PROVIDED MATERIAL
- - -
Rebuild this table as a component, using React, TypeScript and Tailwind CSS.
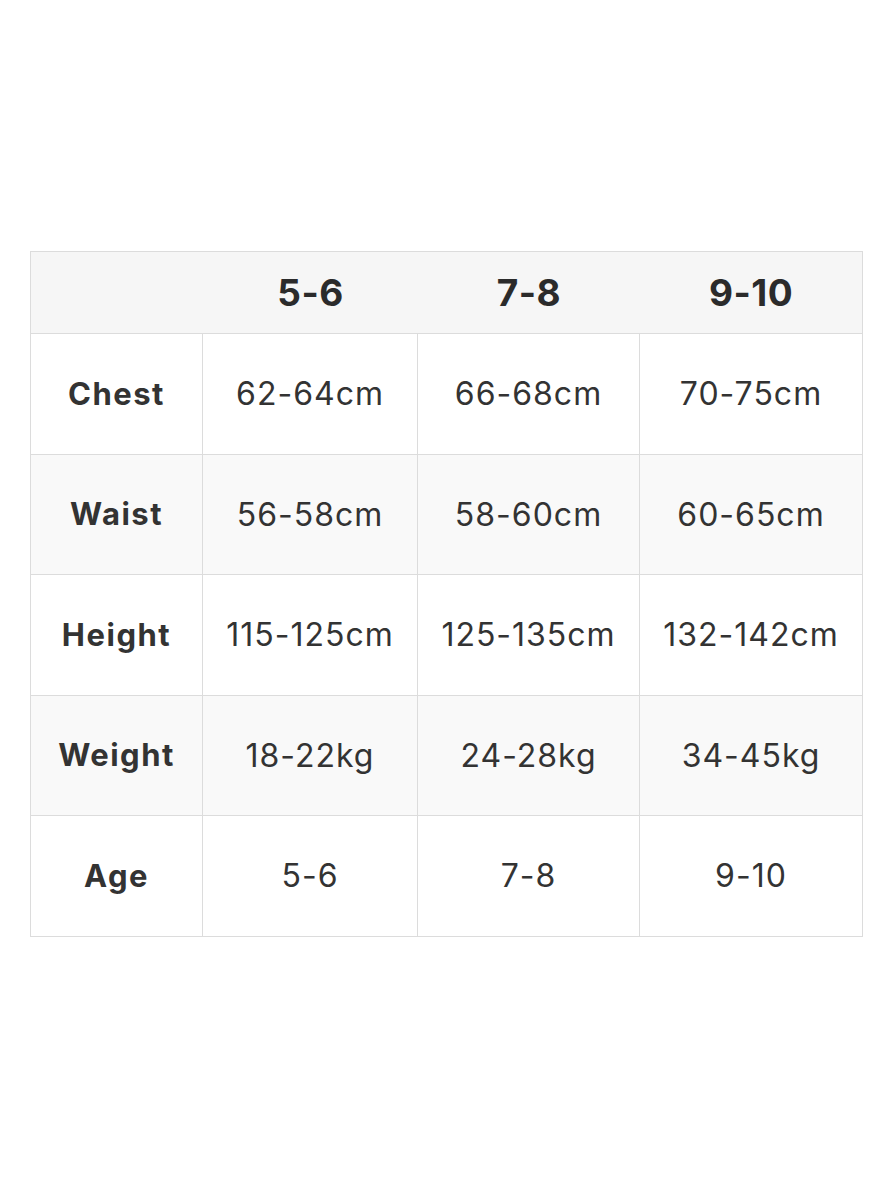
import React from "react";

const cols = ["5-6", "7-8", "9-10"];
const rows: { label: string; values: string[]; shade: boolean }[] = [
  { label: "Chest", values: ["62-64cm", "66-68cm", "70-75cm"], shade: false },
  { label: "Waist", values: ["56-58cm", "58-60cm", "60-65cm"], shade: true },
  { label: "Height", values: ["115-125cm", "125-135cm", "132-142cm"], shade: false },
  { label: "Weight", values: ["18-22kg", "24-28kg", "34-45kg"], shade: true },
  { label: "Age", values: ["5-6", "7-8", "9-10"], shade: false },
];
const heights = ["h-[121px]", "h-[120px]", "h-[121px]", "h-[120px]", "h-[120px]"];

export default function App() {
  return (
    <div
      className="w-[889px] h-[1200px] bg-white pt-[251px] pl-[30px]"
      style={{ fontFamily: "Inter, 'Liberation Sans', sans-serif" }}
    >
      <div className="w-[833px] border border-[#dcdcdc] text-[#2b2b2b]">
        <div className="grid grid-cols-[172px_215px_222px_222px] h-[82px] bg-[#f6f6f6] border-b border-[#dcdcdc]">
          <div />
          {cols.map((c) => (
            <div key={c} className="flex items-center justify-center text-[37px] font-bold tracking-[0.5px]">
              {c}
            </div>
          ))}
        </div>
        {rows.map((r, i) => (
          <div
            key={r.label}
            className={`grid grid-cols-[172px_215px_222px_222px] ${heights[i]} ${r.shade ? "bg-[#f9f9f9]" : "bg-white"} ${i < rows.length - 1 ? "border-b border-[#dcdcdc]" : ""}`}
          >
            <div className="flex items-center justify-center text-[31px] font-bold tracking-[1.5px] text-[#333333] border-r border-[#dcdcdc]">
              {r.label}
            </div>
            {r.values.map((v, j) => (
              <div
                key={j}
                className={`flex items-center justify-center text-[32px] font-normal tracking-[1px] text-[#333333] ${j < 2 ? "border-r border-[#dcdcdc]" : ""}`}
              >
                {v}
              </div>
            ))}
          </div>
        ))}
      </div>
    </div>
  );
}
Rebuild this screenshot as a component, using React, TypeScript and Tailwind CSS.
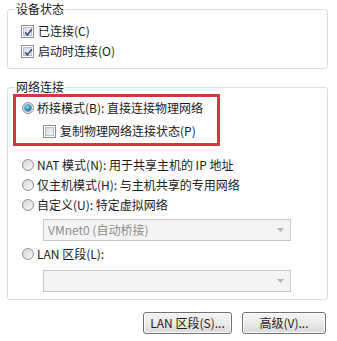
import React from 'react'

function Check({ checked }: { checked?: boolean }) {
  return (
    <span className="relative flex h-[13px] w-[13px] shrink-0 items-center justify-center border border-[#8e8f8f] bg-white">
      <span className="h-[9px] w-[9px] border border-[#b9bec6] bg-gradient-to-br from-[#d6dae0] to-[#f6f7f8]" />
      {checked && (
        <svg width="11" height="11" viewBox="0 0 11 11" className="absolute left-px top-px">
          <path d="M2.2 5.4 L4.4 8 L8.8 2.2" fill="none" stroke="#3c4f8a" strokeWidth="1.7" />
        </svg>
      )}
    </span>
  )
}

function Radio({ checked }: { checked?: boolean }) {
  return (
    <span className="flex h-[12px] w-[12px] shrink-0 items-center justify-center rounded-full border border-[#8e8f8f] bg-gradient-to-br from-[#d3d6da] to-[#f8f8f8]">
      {checked && (
        <span className="h-[6px] w-[6px] rounded-full bg-[radial-gradient(circle_at_40%_35%,#a8e4fb,#2a7fae_55%,#0e3f66)] shadow-[0_0_0_1px_#6aa8c8]" />
      )}
    </span>
  )
}

function Select({ value }: { value?: string }) {
  return (
    <div className="ml-[35px] mr-[36px] flex h-[22px] items-center justify-between border border-[#c5c9cd] bg-[#f4f4f4] pl-[4px] pr-[6px] text-[#8d8d8d]">
      <span className="leading-4">{value}</span>
      <svg width="7" height="4" viewBox="0 0 7 4"><path d="M0 0h7L3.5 4z" fill="#b5b5b5" /></svg>
    </div>
  )
}

function Row({ children, className = '' }: { children: React.ReactNode; className?: string }) {
  return <div className={`flex h-5 items-center ${className}`}>{children}</div>
}

export default function App() {
  return (
    <div
      className="h-[341px] w-[337px] overflow-hidden bg-white pt-px text-[12px] text-[#1a1a1a]"
      style={{ fontFamily: '"Noto Sans CJK SC", "Microsoft YaHei", sans-serif' }}
    >
      <fieldset className="ml-[7px] w-[321px] rounded-[3px] border border-[#d5dfe5] pt-[4px] pb-[7px]">
        <legend className="ml-[7px] px-[1px] leading-4">设备状态</legend>
        <Row className="gap-[4px] pl-[13px]"><Check checked /><span>已连接(C)</span></Row>
        <Row className="gap-[4px] pl-[13px]"><Check checked /><span>启动时连接(O)</span></Row>
      </fieldset>

      <fieldset className="ml-[7px] mt-[10px] w-[321px] rounded-[3px] border border-[#d5dfe5] pb-[7px]">
        <legend className="ml-[7px] px-[1px] leading-4">网络连接</legend>
        <div className="ml-[5px] w-[207px] border-[3px] border-[#d3393c] pt-px pb-[2px] -mt-px">
          <Row className="gap-[3px] pl-[6px]"><Radio checked /><span>桥接模式(B): 直接连接物理网络</span></Row>
          <Row className="mt-[3px] gap-[4px] pl-[27px]"><Check /><span>复制物理网络连接状态(P)</span></Row>
        </div>
        <Row className="mt-[9px] gap-[3px] pl-[14px]"><Radio /><span>NAT 模式(N): 用于共享主机的 IP 地址</span></Row>
        <Row className="gap-[3px] pl-[14px]"><Radio /><span>仅主机模式(H): 与主机共享的专用网络</span></Row>
        <Row className="gap-[3px] pl-[14px]"><Radio /><span>自定义(U): 特定虚拟网络</span></Row>
        <div className="mt-[4px]"><Select value="VMnet0 (自动桥接)" /></div>
        <Row className="mt-[3px] gap-[3px] pl-[14px]"><Radio /><span>LAN 区段(L):</span></Row>
        <div className="mt-[6px]"><Select /></div>
      </fieldset>

      <div className="mr-[11px] mt-[12px] flex justify-end gap-[10px]">
        <button className="h-[22px] w-[89px] rounded-[3px] border border-[#707070] bg-gradient-to-b from-[#f2f2f2] via-[#ebebeb] to-[#d8d8d8] leading-4 shadow-[inset_0_0_0_1px_#fcfcfc]">
          LAN 区段(S)...
        </button>
        <button className="h-[22px] w-[84px] rounded-[3px] border border-[#707070] bg-gradient-to-b from-[#f2f2f2] via-[#ebebeb] to-[#d8d8d8] leading-4 shadow-[inset_0_0_0_1px_#fcfcfc]">
          高级(V)...
        </button>
      </div>
    </div>
  )
}
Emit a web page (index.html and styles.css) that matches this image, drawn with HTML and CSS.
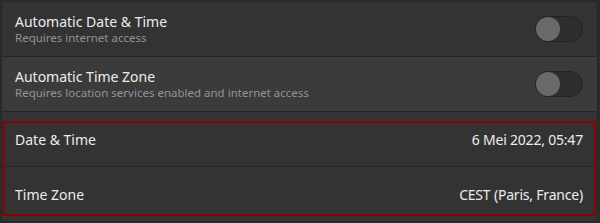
- - -
TO BE DONE
Above are records to transcribe exactly; leave their pictures out.

COMPLETE ANSWER
Rebuild this table as a component, using React, TypeScript and Tailwind CSS.
import React from "react";

const cols = ["5-6", "7-8", "9-10"];
const rows: { label: string; values: string[]; shade: boolean }[] = [
  { label: "Chest", values: ["62-64cm", "66-68cm", "70-75cm"], shade: false },
  { label: "Waist", values: ["56-58cm", "58-60cm", "60-65cm"], shade: true },
  { label: "Height", values: ["115-125cm", "125-135cm", "132-142cm"], shade: false },
  { label: "Weight", values: ["18-22kg", "24-28kg", "34-45kg"], shade: true },
  { label: "Age", values: ["5-6", "7-8", "9-10"], shade: false },
];
const heights = ["h-[121px]", "h-[120px]", "h-[121px]", "h-[120px]", "h-[120px]"];

export default function App() {
  return (
    <div
      className="w-[889px] h-[1200px] bg-white pt-[251px] pl-[30px]"
      style={{ fontFamily: "Inter, 'Liberation Sans', sans-serif" }}
    >
      <div className="w-[833px] border border-[#dcdcdc] text-[#2b2b2b]">
        <div className="grid grid-cols-[172px_215px_222px_222px] h-[82px] bg-[#f6f6f6] border-b border-[#dcdcdc]">
          <div />
          {cols.map((c) => (
            <div key={c} className="flex items-center justify-center text-[37px] font-bold tracking-[0.5px]">
              {c}
            </div>
          ))}
        </div>
        {rows.map((r, i) => (
          <div
            key={r.label}
            className={`grid grid-cols-[172px_215px_222px_222px] ${heights[i]} ${r.shade ? "bg-[#f9f9f9]" : "bg-white"} ${i < rows.length - 1 ? "border-b border-[#dcdcdc]" : ""}`}
          >
            <div className="flex items-center justify-center text-[31px] font-bold tracking-[1.5px] text-[#333333] border-r border-[#dcdcdc]">
              {r.label}
            </div>
            {r.values.map((v, j) => (
              <div
                key={j}
                className={`flex items-center justify-center text-[32px] font-normal tracking-[1px] text-[#333333] ${j < 2 ? "border-r border-[#dcdcdc]" : ""}`}
              >
                {v}
              </div>
            ))}
          </div>
        ))}
      </div>
    </div>
  );
}
Rebuild this screenshot as a component, using React, TypeScript and Tailwind CSS.
import React from 'react'

function Check({ checked }: { checked?: boolean }) {
  return (
    <span className="relative flex h-[13px] w-[13px] shrink-0 items-center justify-center border border-[#8e8f8f] bg-white">
      <span className="h-[9px] w-[9px] border border-[#b9bec6] bg-gradient-to-br from-[#d6dae0] to-[#f6f7f8]" />
      {checked && (
        <svg width="11" height="11" viewBox="0 0 11 11" className="absolute left-px top-px">
          <path d="M2.2 5.4 L4.4 8 L8.8 2.2" fill="none" stroke="#3c4f8a" strokeWidth="1.7" />
        </svg>
      )}
    </span>
  )
}

function Radio({ checked }: { checked?: boolean }) {
  return (
    <span className="flex h-[12px] w-[12px] shrink-0 items-center justify-center rounded-full border border-[#8e8f8f] bg-gradient-to-br from-[#d3d6da] to-[#f8f8f8]">
      {checked && (
        <span className="h-[6px] w-[6px] rounded-full bg-[radial-gradient(circle_at_40%_35%,#a8e4fb,#2a7fae_55%,#0e3f66)] shadow-[0_0_0_1px_#6aa8c8]" />
      )}
    </span>
  )
}

function Select({ value }: { value?: string }) {
  return (
    <div className="ml-[35px] mr-[36px] flex h-[22px] items-center justify-between border border-[#c5c9cd] bg-[#f4f4f4] pl-[4px] pr-[6px] text-[#8d8d8d]">
      <span className="leading-4">{value}</span>
      <svg width="7" height="4" viewBox="0 0 7 4"><path d="M0 0h7L3.5 4z" fill="#b5b5b5" /></svg>
    </div>
  )
}

function Row({ children, className = '' }: { children: React.ReactNode; className?: string }) {
  return <div className={`flex h-5 items-center ${className}`}>{children}</div>
}

export default function App() {
  return (
    <div
      className="h-[341px] w-[337px] overflow-hidden bg-white pt-px text-[12px] text-[#1a1a1a]"
      style={{ fontFamily: '"Noto Sans CJK SC", "Microsoft YaHei", sans-serif' }}
    >
      <fieldset className="ml-[7px] w-[321px] rounded-[3px] border border-[#d5dfe5] pt-[4px] pb-[7px]">
        <legend className="ml-[7px] px-[1px] leading-4">设备状态</legend>
        <Row className="gap-[4px] pl-[13px]"><Check checked /><span>已连接(C)</span></Row>
        <Row className="gap-[4px] pl-[13px]"><Check checked /><span>启动时连接(O)</span></Row>
      </fieldset>

      <fieldset className="ml-[7px] mt-[10px] w-[321px] rounded-[3px] border border-[#d5dfe5] pb-[7px]">
        <legend className="ml-[7px] px-[1px] leading-4">网络连接</legend>
        <div className="ml-[5px] w-[207px] border-[3px] border-[#d3393c] pt-px pb-[2px] -mt-px">
          <Row className="gap-[3px] pl-[6px]"><Radio checked /><span>桥接模式(B): 直接连接物理网络</span></Row>
          <Row className="mt-[3px] gap-[4px] pl-[27px]"><Check /><span>复制物理网络连接状态(P)</span></Row>
        </div>
        <Row className="mt-[9px] gap-[3px] pl-[14px]"><Radio /><span>NAT 模式(N): 用于共享主机的 IP 地址</span></Row>
        <Row className="gap-[3px] pl-[14px]"><Radio /><span>仅主机模式(H): 与主机共享的专用网络</span></Row>
        <Row className="gap-[3px] pl-[14px]"><Radio /><span>自定义(U): 特定虚拟网络</span></Row>
        <div className="mt-[4px]"><Select value="VMnet0 (自动桥接)" /></div>
        <Row className="mt-[3px] gap-[3px] pl-[14px]"><Radio /><span>LAN 区段(L):</span></Row>
        <div className="mt-[6px]"><Select /></div>
      </fieldset>

      <div className="mr-[11px] mt-[12px] flex justify-end gap-[10px]">
        <button className="h-[22px] w-[89px] rounded-[3px] border border-[#707070] bg-gradient-to-b from-[#f2f2f2] via-[#ebebeb] to-[#d8d8d8] leading-4 shadow-[inset_0_0_0_1px_#fcfcfc]">
          LAN 区段(S)...
        </button>
        <button className="h-[22px] w-[84px] rounded-[3px] border border-[#707070] bg-gradient-to-b from-[#f2f2f2] via-[#ebebeb] to-[#d8d8d8] leading-4 shadow-[inset_0_0_0_1px_#fcfcfc]">
          高级(V)...
        </button>
      </div>
    </div>
  )
}
Emit a web page (index.html and styles.css) that matches this image, drawn with HTML and CSS.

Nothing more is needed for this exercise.